Requested Jury Instructions
The plaintiffs submitted numerous requests for specific jury instructions, many of which the trial court denied. The appellate court analyzed these requests and determined that most were either encompassed by the general charge or improperly assumed facts that were in dispute. The court emphasized that the judge was not obligated to provide detailed instructions for each item of alleged misrepresentation, especially when the general charge sufficiently covered the legal principles. The court also noted that the plaintiffs' failure to point out specific errors in the charge as given weakened their position on appeal. Consequently, the court found no reversible error in the refusal of the requested instructions.

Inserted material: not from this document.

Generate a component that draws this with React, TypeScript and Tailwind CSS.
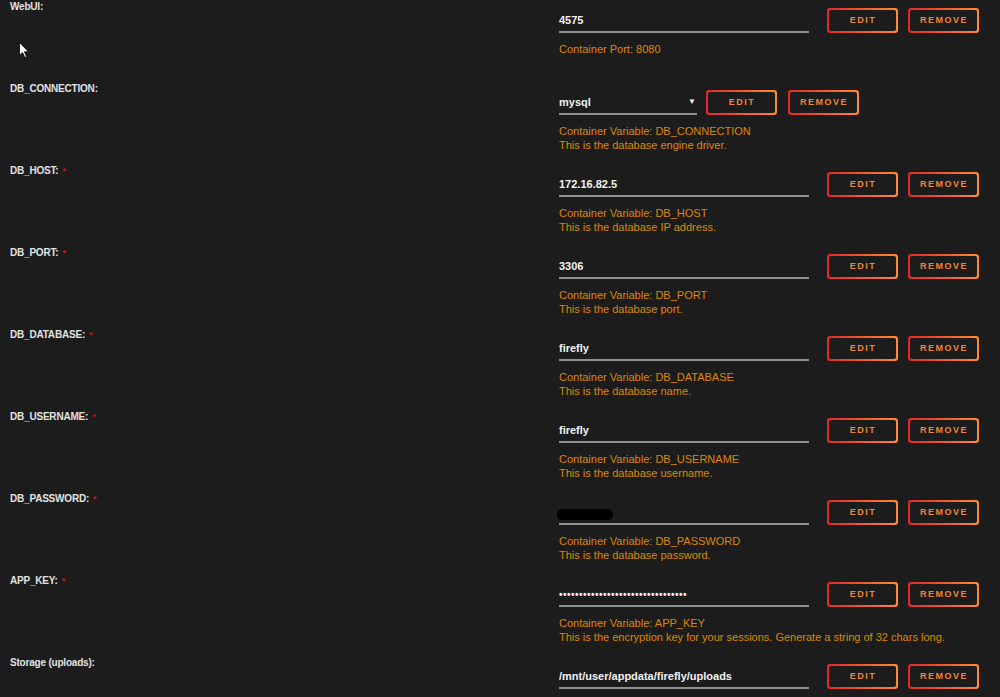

Assessment of Evidence and Good Faith
The appellate court reviewed the substantial record, which included more than 4,000 printed pages and numerous documentary exhibits, to assess the fairness of the trial. It acknowledged that the evidence presented could cast doubt on the defendants' good faith, but the jury had reasonably concluded otherwise. The court reiterated that an appellate court cannot overturn a jury's verdict simply because it might have reached a different conclusion. It emphasized that the jury was tasked with evaluating the credibility of the evidence and determining whether the defendants acted with fraudulent intent. The court found that the jury's verdict was supported by the evidence and that the trial process was fair.
Conclusion on Appeal
Ultimately, the U.S. Court of Appeals for the Second Circuit affirmed the judgment of the lower court, finding no reversible error in the jury instructions or the trial court's refusal to give the plaintiffs' requested instructions. The court concluded that the trial was conducted fairly and that the jury was correctly instructed on the law. It emphasized that the plaintiffs' inability to demonstrate specific errors in the jury charge as delivered further supported the judgment's affirmation. The court found no miscarriage of justice or plain error in the handling of the case, reinforcing the jury's role in evaluating the defendants' intent and the truthfulness of their representations.